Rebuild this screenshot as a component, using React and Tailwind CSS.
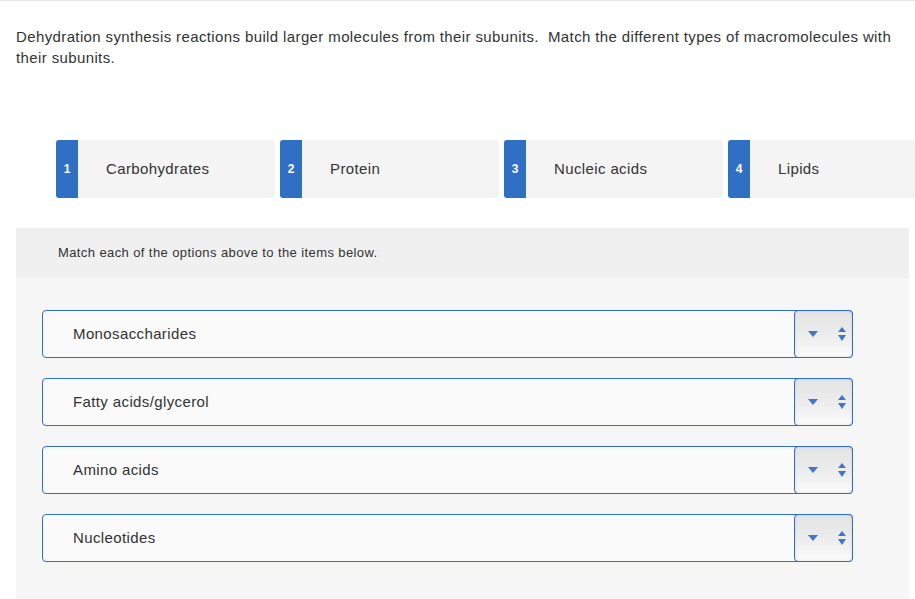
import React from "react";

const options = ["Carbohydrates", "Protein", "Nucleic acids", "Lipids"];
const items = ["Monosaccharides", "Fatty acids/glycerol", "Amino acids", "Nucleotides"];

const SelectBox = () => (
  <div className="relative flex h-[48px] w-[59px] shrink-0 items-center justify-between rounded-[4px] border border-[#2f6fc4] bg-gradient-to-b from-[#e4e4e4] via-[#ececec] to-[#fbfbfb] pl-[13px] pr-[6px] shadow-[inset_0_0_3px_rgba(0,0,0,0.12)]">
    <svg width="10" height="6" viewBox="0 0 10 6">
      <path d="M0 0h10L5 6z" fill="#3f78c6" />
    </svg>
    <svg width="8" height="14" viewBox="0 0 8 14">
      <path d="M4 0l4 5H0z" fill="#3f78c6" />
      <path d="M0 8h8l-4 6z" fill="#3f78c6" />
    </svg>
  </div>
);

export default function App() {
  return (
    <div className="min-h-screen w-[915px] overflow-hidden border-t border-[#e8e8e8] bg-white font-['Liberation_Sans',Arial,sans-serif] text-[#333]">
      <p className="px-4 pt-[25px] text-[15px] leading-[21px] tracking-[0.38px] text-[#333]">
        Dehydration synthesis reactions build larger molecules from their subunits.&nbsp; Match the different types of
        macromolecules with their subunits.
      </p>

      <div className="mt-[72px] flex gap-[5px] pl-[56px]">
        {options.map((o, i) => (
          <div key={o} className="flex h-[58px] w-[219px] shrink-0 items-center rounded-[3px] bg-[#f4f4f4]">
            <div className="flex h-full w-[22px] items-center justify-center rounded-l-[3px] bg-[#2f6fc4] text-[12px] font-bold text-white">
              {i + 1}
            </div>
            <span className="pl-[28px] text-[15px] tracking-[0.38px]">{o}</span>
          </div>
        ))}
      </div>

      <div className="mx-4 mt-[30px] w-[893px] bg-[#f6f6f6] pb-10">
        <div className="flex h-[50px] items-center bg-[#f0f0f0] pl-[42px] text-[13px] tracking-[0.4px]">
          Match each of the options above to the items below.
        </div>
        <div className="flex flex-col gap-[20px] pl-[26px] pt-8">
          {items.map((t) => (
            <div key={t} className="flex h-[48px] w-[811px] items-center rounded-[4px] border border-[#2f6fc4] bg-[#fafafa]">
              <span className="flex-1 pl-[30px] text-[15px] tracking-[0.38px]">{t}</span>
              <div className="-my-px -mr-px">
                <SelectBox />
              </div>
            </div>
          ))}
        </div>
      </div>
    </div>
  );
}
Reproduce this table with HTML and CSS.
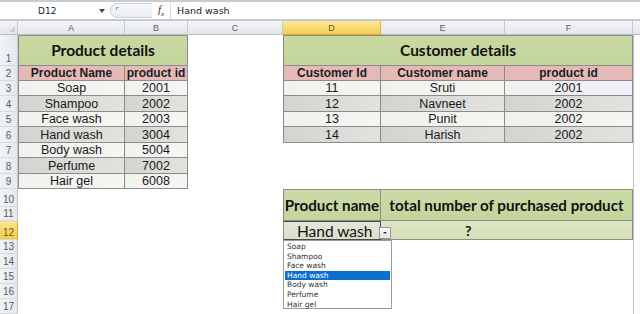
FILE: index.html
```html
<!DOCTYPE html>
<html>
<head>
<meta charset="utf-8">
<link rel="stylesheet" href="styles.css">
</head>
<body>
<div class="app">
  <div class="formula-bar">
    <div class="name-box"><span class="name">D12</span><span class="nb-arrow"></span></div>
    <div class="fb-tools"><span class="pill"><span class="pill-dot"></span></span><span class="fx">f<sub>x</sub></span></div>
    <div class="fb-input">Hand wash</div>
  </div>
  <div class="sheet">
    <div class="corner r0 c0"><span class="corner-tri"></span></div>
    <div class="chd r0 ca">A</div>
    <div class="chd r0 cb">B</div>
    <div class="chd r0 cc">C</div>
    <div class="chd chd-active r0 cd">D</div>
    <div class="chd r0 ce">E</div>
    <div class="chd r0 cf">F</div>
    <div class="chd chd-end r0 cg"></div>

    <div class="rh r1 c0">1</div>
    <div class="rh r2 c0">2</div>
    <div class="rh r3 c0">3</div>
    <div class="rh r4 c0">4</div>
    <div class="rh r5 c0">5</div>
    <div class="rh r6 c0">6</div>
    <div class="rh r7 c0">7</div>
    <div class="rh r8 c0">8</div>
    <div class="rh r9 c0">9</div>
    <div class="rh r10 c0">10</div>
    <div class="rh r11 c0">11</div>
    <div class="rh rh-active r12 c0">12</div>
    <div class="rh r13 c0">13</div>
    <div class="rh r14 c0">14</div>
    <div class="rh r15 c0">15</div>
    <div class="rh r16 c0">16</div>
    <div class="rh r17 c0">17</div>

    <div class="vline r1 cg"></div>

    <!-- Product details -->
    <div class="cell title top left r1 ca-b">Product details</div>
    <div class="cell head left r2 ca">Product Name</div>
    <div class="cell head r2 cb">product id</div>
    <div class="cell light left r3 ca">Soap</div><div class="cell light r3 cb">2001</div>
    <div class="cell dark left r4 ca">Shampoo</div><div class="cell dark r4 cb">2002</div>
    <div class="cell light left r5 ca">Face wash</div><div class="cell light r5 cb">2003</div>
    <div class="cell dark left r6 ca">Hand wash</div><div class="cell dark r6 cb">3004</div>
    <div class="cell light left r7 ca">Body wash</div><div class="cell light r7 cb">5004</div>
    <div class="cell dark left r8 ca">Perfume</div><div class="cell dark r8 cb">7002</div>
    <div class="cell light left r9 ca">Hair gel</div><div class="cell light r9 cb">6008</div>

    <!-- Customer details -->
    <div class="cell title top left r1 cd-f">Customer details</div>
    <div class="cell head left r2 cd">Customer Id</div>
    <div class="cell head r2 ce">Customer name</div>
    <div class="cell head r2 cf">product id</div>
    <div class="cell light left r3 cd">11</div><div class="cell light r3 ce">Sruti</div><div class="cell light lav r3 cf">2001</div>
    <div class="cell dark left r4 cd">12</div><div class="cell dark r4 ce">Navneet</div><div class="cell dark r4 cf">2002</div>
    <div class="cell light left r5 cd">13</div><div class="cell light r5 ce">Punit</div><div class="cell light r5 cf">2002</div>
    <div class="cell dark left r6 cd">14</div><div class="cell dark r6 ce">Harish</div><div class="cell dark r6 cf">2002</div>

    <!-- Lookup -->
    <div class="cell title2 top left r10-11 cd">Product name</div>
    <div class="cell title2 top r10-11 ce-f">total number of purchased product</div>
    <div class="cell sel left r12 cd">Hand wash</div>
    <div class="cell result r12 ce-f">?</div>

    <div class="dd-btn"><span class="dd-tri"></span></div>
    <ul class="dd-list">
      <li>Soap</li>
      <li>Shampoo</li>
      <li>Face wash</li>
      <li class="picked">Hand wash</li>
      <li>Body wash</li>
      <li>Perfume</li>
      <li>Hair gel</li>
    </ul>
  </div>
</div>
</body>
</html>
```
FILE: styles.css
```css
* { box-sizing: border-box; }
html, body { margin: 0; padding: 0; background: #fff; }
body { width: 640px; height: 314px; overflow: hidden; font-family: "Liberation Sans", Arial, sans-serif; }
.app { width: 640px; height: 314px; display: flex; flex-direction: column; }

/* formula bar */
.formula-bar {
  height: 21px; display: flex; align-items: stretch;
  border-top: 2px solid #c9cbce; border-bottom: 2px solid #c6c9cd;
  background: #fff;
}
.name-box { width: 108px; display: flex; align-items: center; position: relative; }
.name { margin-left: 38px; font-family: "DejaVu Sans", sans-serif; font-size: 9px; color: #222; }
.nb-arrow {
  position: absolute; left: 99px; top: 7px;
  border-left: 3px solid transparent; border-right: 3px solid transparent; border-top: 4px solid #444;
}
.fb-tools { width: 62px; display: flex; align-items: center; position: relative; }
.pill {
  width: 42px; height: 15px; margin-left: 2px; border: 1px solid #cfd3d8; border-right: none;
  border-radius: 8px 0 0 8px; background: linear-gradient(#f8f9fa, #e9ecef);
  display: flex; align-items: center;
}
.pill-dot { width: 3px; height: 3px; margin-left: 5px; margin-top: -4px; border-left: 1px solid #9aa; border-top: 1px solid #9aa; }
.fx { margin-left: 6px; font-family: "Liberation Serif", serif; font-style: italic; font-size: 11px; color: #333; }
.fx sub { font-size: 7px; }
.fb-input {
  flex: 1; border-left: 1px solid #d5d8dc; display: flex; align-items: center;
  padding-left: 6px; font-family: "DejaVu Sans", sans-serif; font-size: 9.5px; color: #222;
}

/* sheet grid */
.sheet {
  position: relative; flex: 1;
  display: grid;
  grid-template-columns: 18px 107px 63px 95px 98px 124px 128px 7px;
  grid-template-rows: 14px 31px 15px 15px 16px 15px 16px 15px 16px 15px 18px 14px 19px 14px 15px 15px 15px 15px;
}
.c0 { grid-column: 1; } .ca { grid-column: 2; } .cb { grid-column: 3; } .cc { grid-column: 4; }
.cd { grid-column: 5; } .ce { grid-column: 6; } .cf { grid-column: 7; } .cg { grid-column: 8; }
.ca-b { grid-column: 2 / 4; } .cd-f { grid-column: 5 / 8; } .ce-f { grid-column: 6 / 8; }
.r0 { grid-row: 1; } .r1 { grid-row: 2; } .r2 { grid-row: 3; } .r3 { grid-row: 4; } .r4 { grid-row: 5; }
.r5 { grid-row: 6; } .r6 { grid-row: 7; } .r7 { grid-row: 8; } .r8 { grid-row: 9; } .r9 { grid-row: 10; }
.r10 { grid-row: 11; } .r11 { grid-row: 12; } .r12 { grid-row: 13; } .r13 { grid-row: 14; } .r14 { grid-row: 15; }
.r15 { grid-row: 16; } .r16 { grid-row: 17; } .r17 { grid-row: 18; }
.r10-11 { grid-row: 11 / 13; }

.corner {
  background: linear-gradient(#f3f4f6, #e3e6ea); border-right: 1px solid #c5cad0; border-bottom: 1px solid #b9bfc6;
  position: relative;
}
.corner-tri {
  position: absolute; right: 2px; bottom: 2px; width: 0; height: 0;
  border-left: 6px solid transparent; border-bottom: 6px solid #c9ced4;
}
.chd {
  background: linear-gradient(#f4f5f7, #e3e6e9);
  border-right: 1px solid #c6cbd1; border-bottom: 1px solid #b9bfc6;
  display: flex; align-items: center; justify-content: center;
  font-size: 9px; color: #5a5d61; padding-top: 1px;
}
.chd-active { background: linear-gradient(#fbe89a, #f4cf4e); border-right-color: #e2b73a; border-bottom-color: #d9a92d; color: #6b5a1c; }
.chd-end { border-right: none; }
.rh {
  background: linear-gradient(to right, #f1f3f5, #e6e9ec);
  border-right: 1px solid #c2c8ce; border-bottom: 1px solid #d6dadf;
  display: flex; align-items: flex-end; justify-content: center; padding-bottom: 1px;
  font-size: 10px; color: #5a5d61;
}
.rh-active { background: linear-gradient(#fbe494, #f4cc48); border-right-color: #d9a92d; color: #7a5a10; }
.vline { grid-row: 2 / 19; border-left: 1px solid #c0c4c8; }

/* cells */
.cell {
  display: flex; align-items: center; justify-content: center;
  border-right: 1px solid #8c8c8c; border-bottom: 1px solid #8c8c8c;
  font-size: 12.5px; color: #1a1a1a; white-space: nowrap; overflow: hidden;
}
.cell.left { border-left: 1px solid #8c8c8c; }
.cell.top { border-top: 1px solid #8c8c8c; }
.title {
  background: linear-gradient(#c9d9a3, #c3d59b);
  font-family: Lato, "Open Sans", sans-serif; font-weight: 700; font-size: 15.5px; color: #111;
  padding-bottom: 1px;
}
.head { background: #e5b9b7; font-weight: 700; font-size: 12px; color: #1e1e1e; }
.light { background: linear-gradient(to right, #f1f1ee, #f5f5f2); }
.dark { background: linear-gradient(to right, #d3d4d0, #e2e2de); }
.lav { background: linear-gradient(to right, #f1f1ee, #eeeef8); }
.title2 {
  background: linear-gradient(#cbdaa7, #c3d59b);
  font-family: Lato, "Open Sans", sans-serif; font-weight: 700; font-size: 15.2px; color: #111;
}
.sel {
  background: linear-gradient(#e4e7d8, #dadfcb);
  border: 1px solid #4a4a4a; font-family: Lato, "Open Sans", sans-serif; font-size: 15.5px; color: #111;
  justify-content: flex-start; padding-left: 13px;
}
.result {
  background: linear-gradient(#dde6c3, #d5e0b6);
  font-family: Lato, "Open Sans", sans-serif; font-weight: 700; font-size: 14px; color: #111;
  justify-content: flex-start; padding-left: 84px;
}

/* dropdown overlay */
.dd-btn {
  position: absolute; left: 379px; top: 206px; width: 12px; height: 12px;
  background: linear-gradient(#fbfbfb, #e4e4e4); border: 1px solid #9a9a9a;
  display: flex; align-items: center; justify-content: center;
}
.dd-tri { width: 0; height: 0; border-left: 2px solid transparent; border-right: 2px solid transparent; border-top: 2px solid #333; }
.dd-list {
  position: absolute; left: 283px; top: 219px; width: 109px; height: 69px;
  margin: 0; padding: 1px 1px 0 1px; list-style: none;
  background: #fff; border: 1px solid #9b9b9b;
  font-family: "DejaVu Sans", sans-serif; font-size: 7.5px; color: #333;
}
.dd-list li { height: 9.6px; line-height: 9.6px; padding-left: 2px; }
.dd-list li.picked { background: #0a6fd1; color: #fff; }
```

● EXERCISE DETAILS: Provide only the count of lines in the material above that hold the word "with".

● TASK ANSWER: 2